Re: Editorial, ‘Cynicism among the Electorate,” in the March 26 EVN.
The $14,000 for administration and council to attend FCM in Niagara Falls may seem like a torrential cost, but it is actually a drop in the bucket compared to questionable expenditures.
Just check out some of the comments from interviewed councillors in the EVN of March 12. Coun. Charlotte Hutchinson speaks of the “chaos that ensues when the council, in its wisdom, fires the CAO immediately and the byproduct was a mass exodus of key staff.’ Hutchinson states that the community paid dearly for the time and monetary cost lost because of this decision. Conservative estimates of payouts to terminate the last administrator, and the administrator in the 2005-2008 term are over $400,000. In addition, the current administrator’s actions in replacing key staffing positions in the last two years amount to additional tens of thousands of dollars.

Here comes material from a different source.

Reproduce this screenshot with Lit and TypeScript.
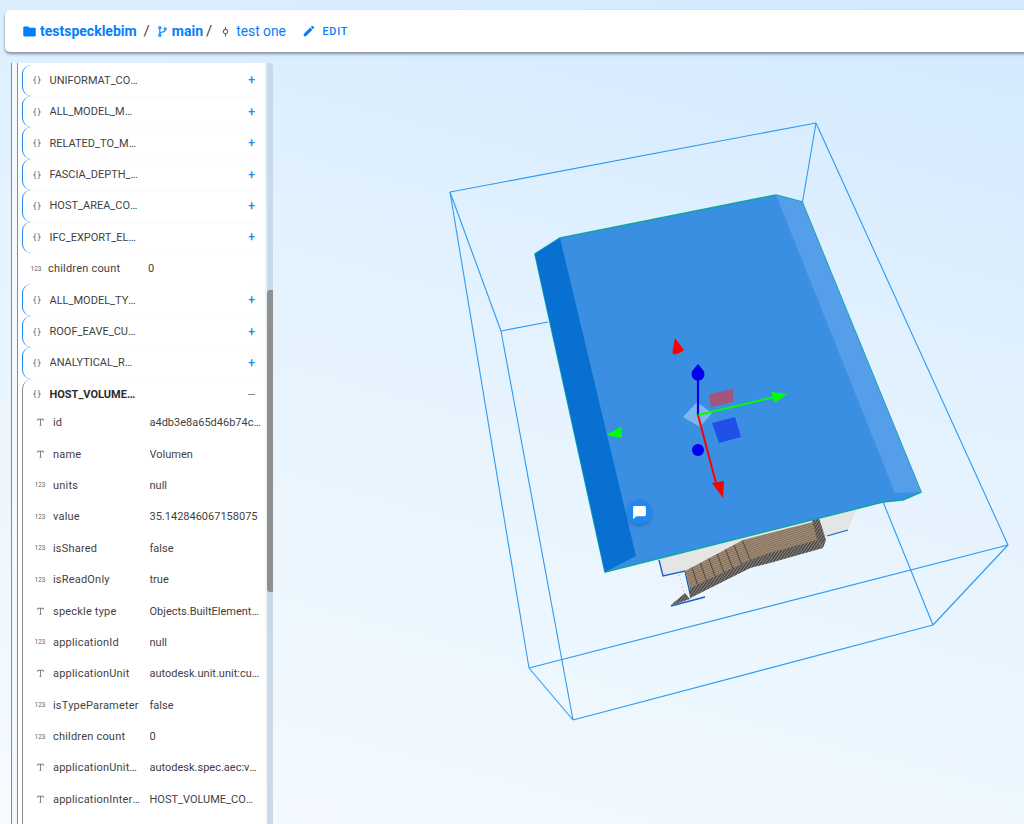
import { LitElement, html, svg, css } from 'lit';
import { customElement } from 'lit/decorators.js';

const FOLDER = 'M10,4H4C2.89,4 2,4.89 2,6V18A2,2 0 0,0 4,20H20A2,2 0 0,0 22,18V8C22,6.89 21.1,6 20,6H12L10,4Z';
const PENCIL = 'M20.71,7.04C21.1,6.65 21.1,6 20.71,5.63L18.37,3.29C18,2.9 17.35,2.9 16.96,3.29L15.12,5.12L18.87,8.87M3,17.25V21H6.75L17.81,9.93L14.06,6.18L3,17.25Z';
const BRANCH = 'M13,14C9.64,14 8.54,15.35 8.18,16.24C9.25,16.7 10,17.76 10,19A3,3 0 0,1 7,22A3,3 0 0,1 4,19C4,17.69 4.83,16.58 6,16.17V7.83C4.83,7.42 4,6.31 4,5A3,3 0 0,1 7,2A3,3 0 0,1 10,5C10,6.31 9.17,7.42 8,7.83V13.12C8.88,12.47 10.16,12 12,12C14.67,12 15.56,10.66 15.85,9.77C14.77,9.32 14,8.25 14,7A3,3 0 0,1 17,4A3,3 0 0,1 20,7C20,8.34 19.12,9.5 17.91,9.86C17.65,11.29 16.68,14 13,14M7,18A1,1 0 0,0 6,19A1,1 0 0,0 7,20A1,1 0 0,0 8,19A1,1 0 0,0 7,18M7,4A1,1 0 0,0 6,5A1,1 0 0,0 7,6A1,1 0 0,0 8,5A1,1 0 0,0 7,4M17,6A1,1 0 0,0 16,7A1,1 0 0,0 17,8A1,1 0 0,0 18,7A1,1 0 0,0 17,6Z';
const COMMIT = 'M17,12C17,14.42 15.28,16.44 13,16.9V21H11V16.9C8.72,16.44 7,14.42 7,12C7,9.58 8.72,7.56 11,7.1V3H13V7.1C15.28,7.56 17,9.58 17,12M12,9A3,3 0 0,0 9,12A3,3 0 0,0 12,15A3,3 0 0,0 15,12A3,3 0 0,0 12,9Z';
const BRACES = 'M8,3A2,2 0 0,0 6,5V9A2,2 0 0,1 4,11H3V13H4A2,2 0 0,1 6,15V19A2,2 0 0,0 8,21H10V19H8V14A2,2 0 0,0 6,12A2,2 0 0,0 8,10V5H10V3M16,3A2,2 0 0,1 18,5V9A2,2 0 0,0 20,11H21V13H20A2,2 0 0,0 18,15V19A2,2 0 0,1 16,21H14V19H16V14A2,2 0 0,1 18,12A2,2 0 0,1 16,10V5H14V3H16Z';
const TEXT = 'M18.5,4L19.66,8.35L18.7,8.61C18.25,7.74 17.79,6.87 17.26,6.43C16.73,6 16.11,6 15.5,6H13V16.5C13,17 13,17.5 13.33,17.75C13.67,18 14.33,18 15,18V19H9V18C9.67,18 10.33,18 10.67,17.75C11,17.5 11,17 11,16.5V6H8.5C7.89,6 7.27,6 6.74,6.43C6.21,6.87 5.75,7.74 5.3,8.61L4.34,8.35L5.5,4H18.5Z';

const icon = (d: string, cls = '') => html`<svg class="ic ${cls}" viewBox="0 0 24 24"><path d=${d}></path></svg>`;

const objectsTop = ['UNIFORMAT_CODE', 'ALL_MODEL_MODEL', 'RELATED_TO_MASS', 'FASCIA_DEPTH_PARAM', 'HOST_AREA_COMPUTED', 'IFC_EXPORT_ELEMENT'];
const objectsMid = ['ALL_MODEL_TYPE_NAME', 'ROOF_EAVE_CUT_TYPE', 'ANALYTICAL_ROUGHNESS'];

const fields: [string, string, string][] = [
  ['t', 'id', 'a4db3e8a65d46b74c9f0e21a'],
  ['t', 'name', 'Volumen'],
  ['n', 'units', 'null'],
  ['n', 'value', '35.142846067158075'],
  ['n', 'isShared', 'false'],
  ['n', 'isReadOnly', 'true'],
  ['t', 'speckle type', 'Objects.BuiltElements.Revit'],
  ['n', 'applicationId', 'null'],
  ['t', 'applicationUnit', 'autodesk.unit.unit:cubicMeters'],
  ['n', 'isTypeParameter', 'false'],
  ['n', 'children count', '0'],
  ['t', 'applicationUnitType', 'autodesk.spec.aec:volume'],
  ['t', 'applicationInternalName', 'HOST_VOLUME_COMPUTED'],
];

@customElement('app-root')
export class AppRoot extends LitElement {
  static styles = css`
    :host {
      display: block;
      position: relative;
      height: 824px;
      overflow: hidden;
      font-family: Roboto, 'Liberation Sans', sans-serif;
      background: linear-gradient(195deg, #d2e9fe 0%, #e5f3fe 45%, #f6fbff 100%);
      box-sizing: border-box;
      padding: 10px 0 0 5px;
    }
    .scene {
      position: absolute;
      inset: 0;
      width: 1024px;
      height: 824px;
    }
    .topbar {
      position: relative;
      display: flex;
      align-items: center;
      height: 42px;
      margin-right: -8px;
      padding-left: 17px;
      background: #fff;
      border-radius: 5px;
      box-shadow: 0 2px 3px rgba(40, 50, 70, 0.5);
      color: #047efb;
      font-size: 13.8px;
    }
    .ic { width: 12px; height: 12px; fill: currentColor; flex: none; }
    .topbar .ic { width: 15px; height: 15px; }
    .topbar b { font-weight: 700; font-size: 14px; margin-left: 3px; }
    .sep { color: #444; font-size: 15px; }
    .sep-first { margin: 0 6px 0 7px; }
    .sep-second { margin-left: 3px; }
    .topbar .branch { width: 13px; height: 13px; }
    .topbar .commit { width: 13px; height: 13px; color: #666; margin: 0 4px 0 7px; }
    .topbar .pencil { width: 14px; height: 14px; margin-left: 16.5px; }
    .edit { font-size: 10.8px; font-weight: 500; letter-spacing: 0.8px; margin-left: 6px; }
    .sidebar {
      position: relative;
      display: flex;
      width: 262px;
      height: 761px;
      margin: 11px 0 0 6px;
      border-left: 1px solid #8a8a8a;
      padding-left: 5px;
      background: linear-gradient(#f4f9fe, #f4f9fe) 0 0 / 5px 100% no-repeat;
    }
    .panel {
      flex: none;
      width: 248px;
      border-left: 1px solid #8a8a8a;
      background: #fff;
      padding: 1.7px 3px 0 4px;
      box-sizing: border-box;
      color: #3f3f3f;
      font-size: 11px;
      letter-spacing: 0.2px;
    }
    .track {
      position: relative;
      width: 6px;
      margin-left: 2px;
      background: #c9d9e8;
      border-top-right-radius: 3px;
    }
    .thumb {
      position: absolute;
      left: 0;
      right: 0;
      top: 227px;
      height: 302px;
      background: #8f8f8f;
      border-radius: 3px 0 0 3px;
    }
    .row {
      display: flex;
      align-items: center;
      height: 31.4px;
      box-sizing: border-box;
    }
    .obj {
      border-left: 1.6px solid #1e88f0;
      border-radius: 9px;
      padding-left: 8.5px;
      box-shadow: 0 1px 2px rgba(210, 225, 240, 0.18);
    }
    .obj .ic { color: #777; width: 10px; height: 10px; }
    .name { width: 90px; margin-left: 8px; letter-spacing: 0; white-space: nowrap; overflow: hidden; text-overflow: ellipsis; }
    .plus { margin-left: auto; margin-right: 7px; color: #1e88f0; font-size: 12px; font-weight: 500; line-height: 1; }
    .minus { margin-left: auto; margin-right: 7px; width: 7px; height: 1px; background: #888; }
    .loose { padding-left: 8px; }
    .num { color: #666; font-size: 6.5px; letter-spacing: 0; width: 12px; text-align: center; flex: none; }
    .loose .label { margin-left: 6px; width: 100px; }
    .group {
      border-left: 1.6px solid #8a8a8a;
      border-radius: 10px;
      padding-left: 8.5px;
      height: 460px;
    }
    .group .head { height: 28.4px; padding-top: 2.6px; }
    .group .head .ic { color: #777; width: 10px; height: 10px; }
    .group .head .name { font-weight: 700; color: #2c2c2c; }
    .field { padding-left: 2.5px; }
    .field .ic { color: #777; width: 11px; height: 11px; margin: 0 0.5px; }
    .label { margin-left: 7px; width: 90px; white-space: nowrap; overflow: hidden; text-overflow: ellipsis; }
    .val { width: 112px; margin-left: 6.5px; letter-spacing: 0; white-space: nowrap; overflow: hidden; text-overflow: ellipsis; }
    .loose .val { width: 60px; margin-left: 0; }
  `;

  private renderObject(name: string) {
    return html`<div class="row obj">
      ${icon(BRACES)}<span class="name">${name}</span><span class="plus">+</span>
    </div>`;
  }

  private renderField([kind, name, value]: [string, string, string]) {
    return html`<div class="row field">
      ${kind === 't' ? icon(TEXT) : html`<span class="num">123</span>`}
      <span class="label">${name}</span>
      <span class="val">${value}</span>
    </div>`;
  }

  // the model view is a free canvas, so all of it is drawn at its own coordinates
  private renderScene() {
    const box = [
      '450,192 816,123', '816,123 1008,545', '1008,545 933,625', '933,625 573,720', '573,720 529,668',
      '529,668 450,192', '450,192 501,331', '501,331 573,720', '501,331 548,322', '529,668 1008,545',
      '816,123 802,205', '933,625 860,445',
    ];
    // step edges on the lower flight, between its upper edge and the rail
    const steps = [0, 1, 2, 3, 4, 5, 6].map((i) => ({
      x1: 692 + i * 8.4,
      y1: 567.5 - i * 4.5,
      x2: 698 + i * 8.8,
      y2: 586 - i * 4.1,
    }));
    return svg`<svg class="scene" viewBox="0 0 1024 824">
      <defs>
        <pattern id="tread" width="2" height="2" patternUnits="userSpaceOnUse" patternTransform="rotate(70)">
          <rect width="2" height="2" fill="#a8917a"></rect>
          <rect width="0.9" height="2" fill="#7b6a58"></rect>
        </pattern>
        <pattern id="rail" width="2.4" height="2.4" patternUnits="userSpaceOnUse" patternTransform="rotate(35)">
          <rect width="2.4" height="2.4" fill="#8c8680"></rect>
          <rect width="1.2" height="2.4" fill="#3f3c3a"></rect>
        </pattern>
        <filter id="soft" x="-40%" y="-40%" width="180%" height="180%">
          <feDropShadow dx="0" dy="1.5" stdDeviation="2" flood-color="#0a3a70" flood-opacity="0.4"></feDropShadow>
        </filter>
      </defs>
      ${box.map((l) => {
        const [a, b] = l.split(' ').map((p) => p.split(','));
        return svg`<line x1=${a[0]} y1=${a[1]} x2=${b[0]} y2=${b[1]} stroke="#2d9af2" stroke-width="1.1"></line>`;
      })}

      <polygon points="659,558 857,508 848,530 752,555 685,571 663,576" fill="#e4e6e6"></polygon>
      <polyline points="659,560 663,576 685,571 691,598" fill="none" stroke="#1a5fc8" stroke-width="1.4"></polyline>
      <line x1="827" y1="536" x2="848" y2="530" stroke="#1a5fc8" stroke-width="1.2"></line>
      <line x1="671" y1="606" x2="705" y2="597" stroke="#1a5fc8" stroke-width="1.4"></line>
      <polygon points="685,571 743,540 813,522 820,542 752,567 692,597" fill="url(#tread)"></polygon>
      ${steps.map((s) => svg`<line x1=${s.x1} y1=${s.y1} x2=${s.x2} y2=${s.y2} stroke="#54463a" stroke-width="1"></line>`)}
      <polygon points="690,588 750,560 770,553 817,540 823,548 770,563 750,568 690,598" fill="url(#rail)"></polygon>
      <polygon points="812,520 819,518 826,540 823,548 817,540" fill="url(#rail)"></polygon>
      <polygon points="671,605 685,593 690,599 676,604" fill="url(#rail)"></polygon>
      <line x1="679" y1="575" x2="684" y2="592" stroke="#8f969a" stroke-width="0.8" stroke-dasharray="1 3"></line>

      <polygon points="535,254 560,238 776,195 802,202 921,492 903,500 883,502 605,572" fill="#3b8fe2" stroke="#0fa5a8" stroke-width="1.6"></polygon>
      <polygon points="535,254 560,238 636,556 605,572" fill="#0870d0"></polygon>
      <polygon points="776,195 802,202 921,492 895,493" fill="#559ee9"></polygon>

      <polygon points="683,417 697,402 712,413 700,427" fill="#fff" opacity="0.35"></polygon>
      <polygon points="709,394 733,389 733,402 711,407" fill="#a3567c"></polygon>
      <polygon points="712,423 735,417 741,437 719,443" fill="#2150e8"></polygon>
      <line x1="698" y1="415" x2="698" y2="376" stroke="#0000ee" stroke-width="2.2"></line>
      <path d="M698,364 L703,370 A6.5,6.5 0 1 1 693,370 Z" fill="#0000ee"></path>
      <circle cx="698" cy="450" r="6" fill="#0000ee"></circle>
      <line x1="698" y1="415" x2="775" y2="397" stroke="#00ff00" stroke-width="2"></line>
      <polygon points="787,394 771,392 775,403" fill="#00ff00"></polygon>
      <polygon points="606,435 621,427 622,438" fill="#00ff00"></polygon>
      <line x1="698" y1="415" x2="716" y2="483" stroke="#ff0000" stroke-width="2"></line>
      <polygon points="723,498 712,483 724,481" fill="#ff0000"></polygon>
      <path d="M675,338 L684,350 Q678,355 673,354 Q672,352 673,349 Z" fill="#ff0000"></path>

      <circle cx="639.5" cy="512" r="12" fill="#1e88f0" filter="url(#soft)"></circle>
      <path d="M634.5,506 h10 a1.4,1.4 0 0 1 1.4,1.4 v7.4 a1.4,1.4 0 0 1 -1.4,1.4 h-8 l-3.4,3 v-11.8 a1.4,1.4 0 0 1 1.4,-1.4 z" fill="#fff"></path>
    </svg>`;
  }

  render() {
    return html`
      ${this.renderScene()}
      <header class="topbar">
        ${icon(FOLDER)}
        <b>testspecklebim</b>
        <span class="sep sep-first">/</span>
        ${icon(BRANCH, 'branch')}
        <b>main</b>
        <span class="sep sep-second">/</span>
        ${icon(COMMIT, 'commit')}
        <span>test one</span>
        ${icon(PENCIL, 'pencil')}
        <span class="edit">EDIT</span>
      </header>
      <aside class="sidebar">
        <div class="panel">
          ${objectsTop.map((o) => this.renderObject(o))}
          <div class="row loose">
            <span class="num">123</span><span class="label">children count</span><span class="val">0</span>
          </div>
          ${objectsMid.map((o) => this.renderObject(o))}
          <div class="group">
            <div class="row head">
              ${icon(BRACES)}<span class="name">HOST_VOLUME_COMPUTED</span><span class="minus"></span>
            </div>
            ${fields.map((f) => this.renderField(f))}
          </div>
        </div>
        <div class="track"><div class="thumb"></div></div>
      </aside>
    `;
  }
}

As Coun. Suzanne Carpenter stated, “I have been very frustrated with the workings of our district.”
In light of this exorbitant spending, it is hard to take council’s pleas of poverty to groups requesting grants-in-aid seriously. One councillor even suggested that we certainly can have anything we want; council will just have to raise our taxes. The reality is that, not only do these groups rely on these grants just for bare minimum operations, but also matching grants become available, conditional on the awarding of these grants from the district. No wonder representatives of these community groups are in shock over being denied the relatively paltry amounts they have requested.
The big question that citizens would like answered is, ‘What has changed?’ Council supported these groups in the past; taxes have not dropped, etc. Where has the money gone that has usually been allocated to these very worthwhile community groups? Grants make up less than one per cent of the total annual municipal budget. Please tell us what has changed with our tax money, so that in order to continue to assist these groups, you must raise our taxes?
With every new council term, we hear of plans to turn the economy around, bring in industry, trim costs, etc. What we get, however, is disturbing and appalling – unnecessary spending at the cost of stripping the local community service groups of much needed resources.
Volunteers who have given so much to the community, in organizations such as the seniors groups, the Eagle Valley Community Support Society, the Royal Canadian Legion, and The Eagle Valley Arts Council, have been treated like adversaries, and those who depend on their services are suffering.
The core of a small community is its citizens, volunteers, and the community groups they form out of necessity, not a half dozen elected officials and some municipal staff. If you erode the community organizations and the good works they do, you are well on the way to destroying the town, from the inside out.